We confess that we do experience the presence of the Spirit, that we are “enabled by the Spirit” to perceive the riches that we have in Christ and that we come to a renewed sense of these things “without extraordinary revelation, in the right use of ordinary means….” We don’t need a second blessing. Against the Gnostics, the Montanists, and the neo-Pentecostals, there are not two classes of Christians. Rather, there is only one head, one baptism, and one body united in communion with the one Holy Spirit.
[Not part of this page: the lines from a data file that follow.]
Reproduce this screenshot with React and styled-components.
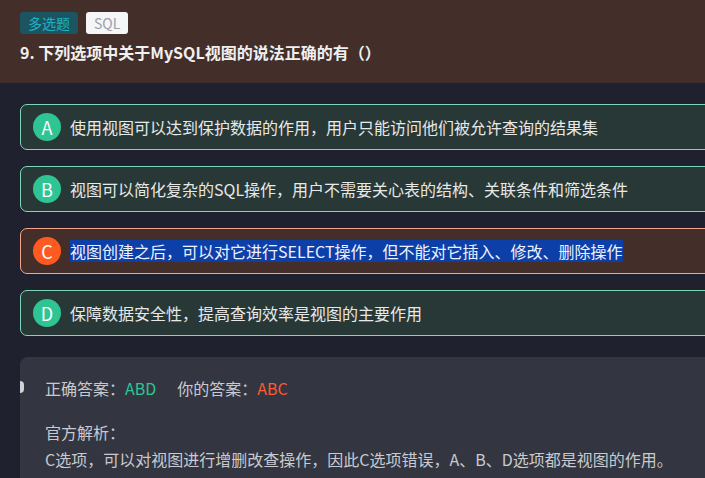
import React from "react";
import styled, { createGlobalStyle } from "styled-components";

const Global = createGlobalStyle`
  html, body { margin: 0; padding: 0; background: #1f222e; overflow: hidden; }
  body { font-family: "Noto Sans CJK SC", "Noto Sans", sans-serif; }
  ::selection { background: #0c3fa8; }
`;

const Page = styled.div`
  width: 100vw;
  height: 478px;
  overflow: hidden;
  background: #1f222e;
`;

const Header = styled.header`
  background: #432e2a;
  height: 83px;
  box-sizing: border-box;
  padding: 12px 20px 0;
`;

const Tags = styled.div`
  display: flex;
  gap: 8px;
`;

const Tag = styled.span`
  display: inline-flex;
  align-items: center;
  height: 22px;
  padding: 0 8px;
  border-radius: 3px;
  font-size: 14px;
  background: ${(p) => (p.$light ? "#f4f6f8" : "#1c5460")};
  color: ${(p) => (p.$light ? "#9ba1a8" : "#1fb2c2")};
`;

const Title = styled.h1`
  margin: 5px 0 0;
  font-size: 16px;
  line-height: 26px;
  font-weight: 700;
  color: #f0f0f0;
`;

const Body = styled.main`
  padding: 21px 0 0 20px;
  width: 740px;
`;

const Options = styled.div`
  display: flex;
  flex-direction: column;
  gap: 16px;
`;

const Option = styled.div`
  display: flex;
  align-items: center;
  gap: 9px;
  height: 46px;
  box-sizing: border-box;
  padding: 0 11px 0 12px;
  border-radius: 7px;
  border: 1px solid ${(p) => (p.$wrong ? "#f3a58b" : "#7fd6b7")};
  background: ${(p) => (p.$wrong ? "#432e2a" : "#283836")};
`;

const Letter = styled.span`
  width: 28px;
  height: 28px;
  border-radius: 50%;
  flex: none;
  display: flex;
  align-items: center;
  justify-content: center;
  font-size: 18px;
  color: #fff;
  background: ${(p) => (p.$wrong ? "#ff5a1f" : "#2ec493")};
`;

const OptionText = styled.span`
  font-size: 16px;
  color: #e8e8e8;
  white-space: nowrap;
`;

const Selected = styled.span`
  background: #0c3fa8;
  color: #eef2ff;
  line-height: 22px;
  display: inline-block;
`;

const Answer = styled.section`
  position: relative;
  margin-top: 21px;
  background: #333641;
  border-radius: 8px;
  padding: 18px 25px 20px;
  height: 140px;
  font-size: 16px;
  color: #c9cacf;
`;

const Nub = styled.span`
  position: absolute;
  left: 0;
  top: 24px;
  width: 4px;
  height: 12px;
  border-radius: 0 6px 6px 0;
  background: #d0d2d6;
`;

const AnswerRow = styled.div`
  display: flex;
  gap: 21px;
  line-height: 26px;
`;

const Key = styled.span`
  color: ${(p) => (p.$wrong ? "#ff5a30" : "#2ec493")};
`;

const Label = styled.div`
  margin-top: 18px;
  line-height: 27px;
`;

const Explain = styled.div`
  line-height: 27px;
  white-space: nowrap;
`;

const options = [
  { k: "A", t: "使用视图可以达到保护数据的作用，用户只能访问他们被允许查询的结果集" },
  { k: "B", t: "视图可以简化复杂的SQL操作，用户不需要关心表的结构、关联条件和筛选条件" },
  { k: "C", t: "视图创建之后，可以对它进行SELECT操作，但不能对它插入、修改、删除操作", wrong: true },
  { k: "D", t: "保障数据安全性，提高查询效率是视图的主要作用" },
];

export default function App() {
  return (
    <Page>
      <Global />
      <Header>
        <Tags>
          <Tag>多选题</Tag>
          <Tag $light>SQL</Tag>
        </Tags>
        <Title>9. 下列选项中关于MySQL视图的说法正确的有（）</Title>
      </Header>
      <Body>
        <Options>
          {options.map((o) => (
            <Option key={o.k} $wrong={o.wrong}>
              <Letter $wrong={o.wrong}>{o.k}</Letter>
              <OptionText>{o.wrong ? <Selected>{o.t}</Selected> : o.t}</OptionText>
            </Option>
          ))}
        </Options>
        <Answer>
          <Nub />
          <AnswerRow>
            <span>
              正确答案：<Key>ABD</Key>
            </span>
            <span>
              你的答案：<Key $wrong>ABC</Key>
            </span>
          </AnswerRow>
          <Label>官方解析：</Label>
          <Explain>C选项，可以对视图进行增删改查操作，因此C选项错误，A、B、D选项都是视图的作用。</Explain>
        </Answer>
      </Body>
    </Page>
  );
}
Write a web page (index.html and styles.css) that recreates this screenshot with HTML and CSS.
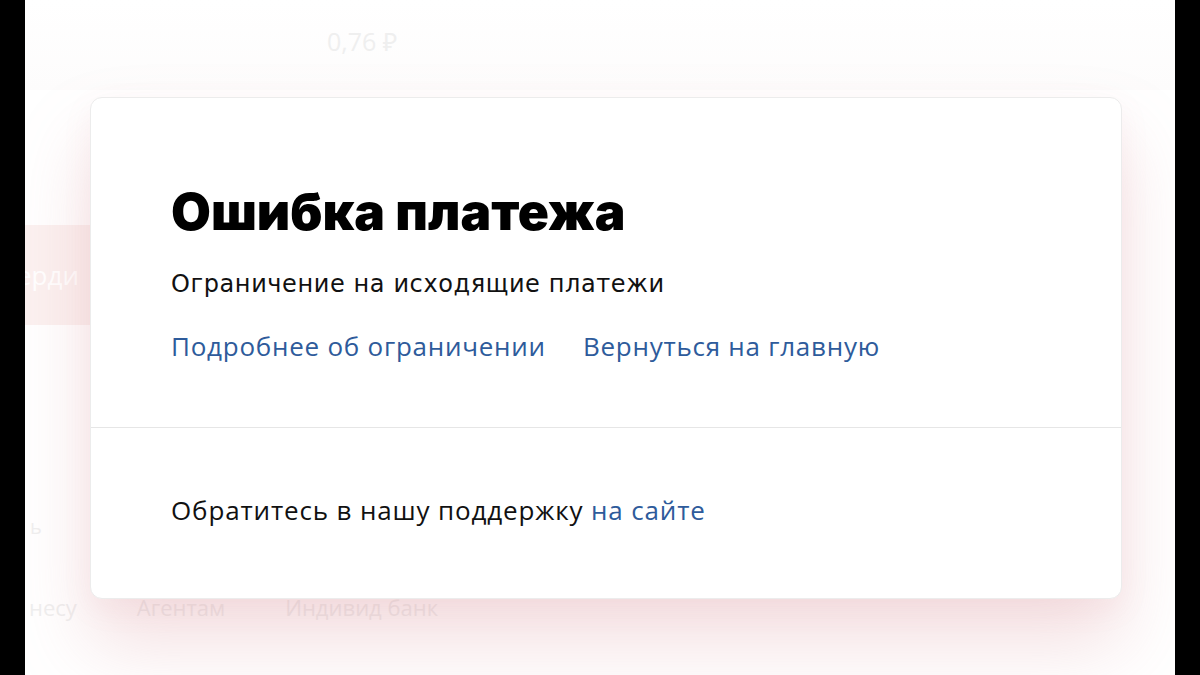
FILE: index.html
```html
<!DOCTYPE html>
<html lang="ru">
<head>
  <meta charset="UTF-8" />
  <title>Ошибка платежа</title>
  <link rel="stylesheet" href="styles.css">
</head>
<body>

<div class="page">
  <div class="bg-top">
    <span class="bg-sum">0,76 ₽</span>
  </div>
  <div class="bg-side">ерди</div>
  <div class="bg-letter">ь</div>
  <div class="bg-menu">
    <span>несу</span>
    <span>Агентам</span>
    <span>Индивид банк</span>
  </div>

  <div class="modal">
    <div class="modal-main">
      <h1>Ошибка платежа</h1>
      <p class="reason">Ограничение на исходящие платежи</p>
      <div class="links">
        <a href="#">Подробнее об ограничении</a>
        <a href="#">Вернуться на главную</a>
      </div>
    </div>
    <div class="modal-foot">
      Обратитесь в нашу поддержку <a href="#">на сайте</a>
    </div>
  </div>
</div>

</body>
</html>
```

FILE: styles.css
```css
:root {
  --link: #2e5b9b;
  --text: #111;
  --faint: #efefef;
}
body {
  margin: 0;
  background: #000;
  font-family: "Open Sans", "Noto Sans", sans-serif;
}
.page {
  position: relative;
  margin: 0 25px;
  height: 675px;
  background: #fff;
  overflow: hidden;
}
.bg-top {
  height: 90px;
  padding-left: 302px;
  background: linear-gradient(#fff, #fdfcfc);
}
.bg-sum {
  display: inline-block;
  margin-top: 24px;
  font-size: 25px;
  color: var(--faint);
}
.bg-side {
  margin-top: 135px;
  width: 65px;
  height: 100px;
  line-height: 100px;
  background: #fbf1f0;
  color: #fff;
  font-size: 26px;
  text-indent: -8px;
  overflow: hidden;
}
.bg-letter {
  margin-top: 188px;
  padding-left: 5px;
  color: var(--faint);
  font-size: 20px;
}
.bg-menu {
  display: flex;
  gap: 60px;
  margin-top: 52px;
  padding-left: 4px;
  font-size: 22px;
  color: var(--faint);
}
.modal {
  position: absolute;
  top: 97px;
  left: 65px;
  width: 1030px;
  height: 500px;
  background: #fff;
  border: 1px solid #ececec;
  border-radius: 12px;
  box-shadow: 0 45px 75px rgba(214, 130, 140, 0.26), 0 10px 30px rgba(214, 130, 140, 0.08);
}
.modal-main {
  height: 330px;
  padding: 82px 0 0 80px;
  box-sizing: border-box;
  border-bottom: 1px solid #e6e6e6;
}
h1 {
  margin: 0;
  font-family: Inter, "Noto Sans", sans-serif;
  font-weight: 900;
  font-size: 51.5px;
  line-height: 62px;
  color: #000;
}
.reason {
  margin: 27px 0 0;
  font-family: "DejaVu Sans", sans-serif;
  font-size: 24px;
  letter-spacing: 0.6px;
  line-height: 30px;
  color: var(--text);
}
.links {
  display: flex;
  gap: 37px;
  margin-top: 31px;
  font-size: 26px;
  letter-spacing: 0.75px;
  line-height: 32px;
}
a {
  color: var(--link);
  text-decoration: none;
}
.modal-foot {
  padding: 66px 0 0 80px;
  font-size: 26px;
  letter-spacing: 0.85px;
  line-height: 32px;
  color: var(--text);
}
```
All the posts on the Heidelberg Catechism.

NOTES

1. See e.g., Greg Allison, Historical Theology: An Introduction (Grand Rapids: Zondervan, 2011), 537; Gregory D. Schuringa, “Embracing Leer And Leven: The Theology of Simon Oomius in the Context of Nadere Reformatie Orthodoxy,” PhD Diss. Calvin Theological Seminary (2003), 1–2; Gordon R. Lewis and Bruce A. Demarest, Integrative Theology (Grand Rapids: Zondervan, repr. 1996), 51.

2. John Owen, The Works of John Owen ed. William H. Goold. Vol. 2 (Edinburgh: T&T Clark, n.d.).